Unlimited Voluntary Exchanges

Guest post by R. C. Hoiles. Originally published in The Voluntaryist, August 1985.

In a talk before the Exchange Club of Santa Ana on voluntaryism, I used the subject voluntaryism rather than libertarianism because I do not believe there is as much confusion about voluntaryism as there is about libertarianism. Libertarianism has become distorted to mean liberalism of other people’s money.

My contention was that I believed in unlimited voluntary exchanges. Some of the points I tried to emphasize were that voluntaryism really meant that one should get what he gets by benefitting those from whom he gets it, that in voluntaryism not only both parties were benefited but everyone else in the world was benefited; that voluntaryism was, in reality, nothing but a free and unhampered market; that to the extent voluntaryism was practiced, every individual got all he produced, and the only fair way of measuring what each and every person produced was to have jobs interchangeable so that any person who thought he was getting too little and someone was getting too much would have not only the right, but it was his duty, to render a better service for the same money or the same service for less money, and thus benefit both parties to an exchange. Not only would both parties be benefited, but everybody else in the world would be benefited because each of the parties would be better able to benefit those with whom they exchanged.

I further tried to emphasize that voluntaryism meant that in creating wealth and exchanging it, both parties were benefited — that it was not like war or gambling or fraud where one man benefited and another man lost.

It was my contention that most people believed in voluntaryism as individuals but few people believed in voluntaryism in groups; that most people seemed to think it was all right to do things collectively, like getting a service on an involuntary basis when they would not think of trying to do it as an individual.

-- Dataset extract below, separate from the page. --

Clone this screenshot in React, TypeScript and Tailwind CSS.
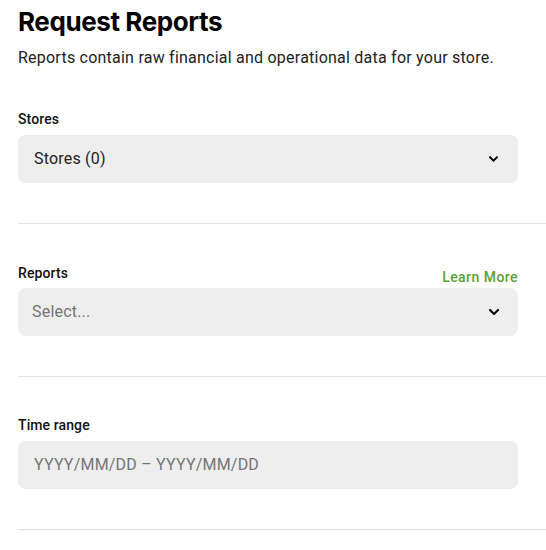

I pointed out that the two things that people seemed to believe were virtuous if done by a group but vicious if done by an individual were labor unions and government: that they seemed to believe that it was all right for government to initiate force to take from one to benefit another, but they could see that it was harmful and vicious and wicked for an individual to initiate force to take from one to give to another; that the government had passed laws that gave labor unions monopolies and the right to do things that would be a crime if done by other people; that this form of involuntaryism caused governments to grow and expand and eventually get so tyrannical that people overthrew them; that I could think of no way of keeping government down other than having it supported on a voluntary basis; that government would cost very little — maybe only 2 per cent or 3 per cent of the national income — if it was limited to only trying to stop people from practicing involuntaryism in getting things.

It was my contention that voluntaryism was in the minds of the framers of the Declaration of Independence when they wrote that the governments derive their just powers from the consent of the governed; that that meant exactly what it said and that if a man did not believe that everybody’s life and property should be protected, he should not be forced to support the government, because if he was forced to pay taxes to support the government, in order to be fair he should have the right to vote. And then he would vote to take from one to give to another and there would be no limit to the growth of government; that governments in the United States used to take about 2 per cent or 3 per cent of total production and now they are taking around 33 per cent of what was produced — all because the majority of people believe that groups have a right to do things that they would hesitate to do as individuals. Since I do not believe very much in speeches where the speaker is protected from questions. I allowed about one-half the time for questions.

Of course, one of the questions usually asked is how you would raise the money to defend this country from a national standpoint. It was my contention that if the government were operated on a voluntary basis where they had no power to interfere with people freely exchanging goods and services throughout the world — that is, where we had no protective tariffs and immigration quotas — we wouldn’t be in these wars and wouldn’t need all this wealth for protection. It is the government practicing involuntaryism against the people of other governments that leads to war.

One man asked how the Civil War would have been handled. My answer was that if we had not had protective tariffs it is doubtful whether the South would even have wanted to secede, and if they had wanted to secede, they should have been permitted to secede if we followed the ideologies as set forth in the Declaration of Independence, that governments derive their just powers from the consent of the governed; that the North should have had such a good government that people wanted to belong to the government.

Another party observed that he had a visitor from India and that their wages were so low that if we permitted our workers to exchange with them our wages would become low. He wanted to know how voluntaryism would prevent such a catastrophe coming to the American people. My answer to that was that I spent three hours one day on a train with a student from China who was going to school in New York; that he contended the Chinese could not compete with the people in the United States because the people in the U.S. had such efficient tools that they could undersell the Chinese people. The people in the United States contend that they cannot compete with the people in China and India and other countries because their wages are so low.

Then I tried to explain that the wages there were so low because they did not have the tools and therefore each worker produced very little and could not be paid more than what the worker produced; that each man must produce his own wages. It was my contention, of course, that our standard of living would be a lot higher if we more nearly practiced voluntaryism on a free and unhampered market.

The members of the Exchange Club are performing a service because their ideology is that exchange of ideas is beneficial to everybody. And that is true because ideas come before things are created and exchanged. Anything that enlightens mankind is beneficial to everyone.

Yes, I am for unlimited voluntary exchanges.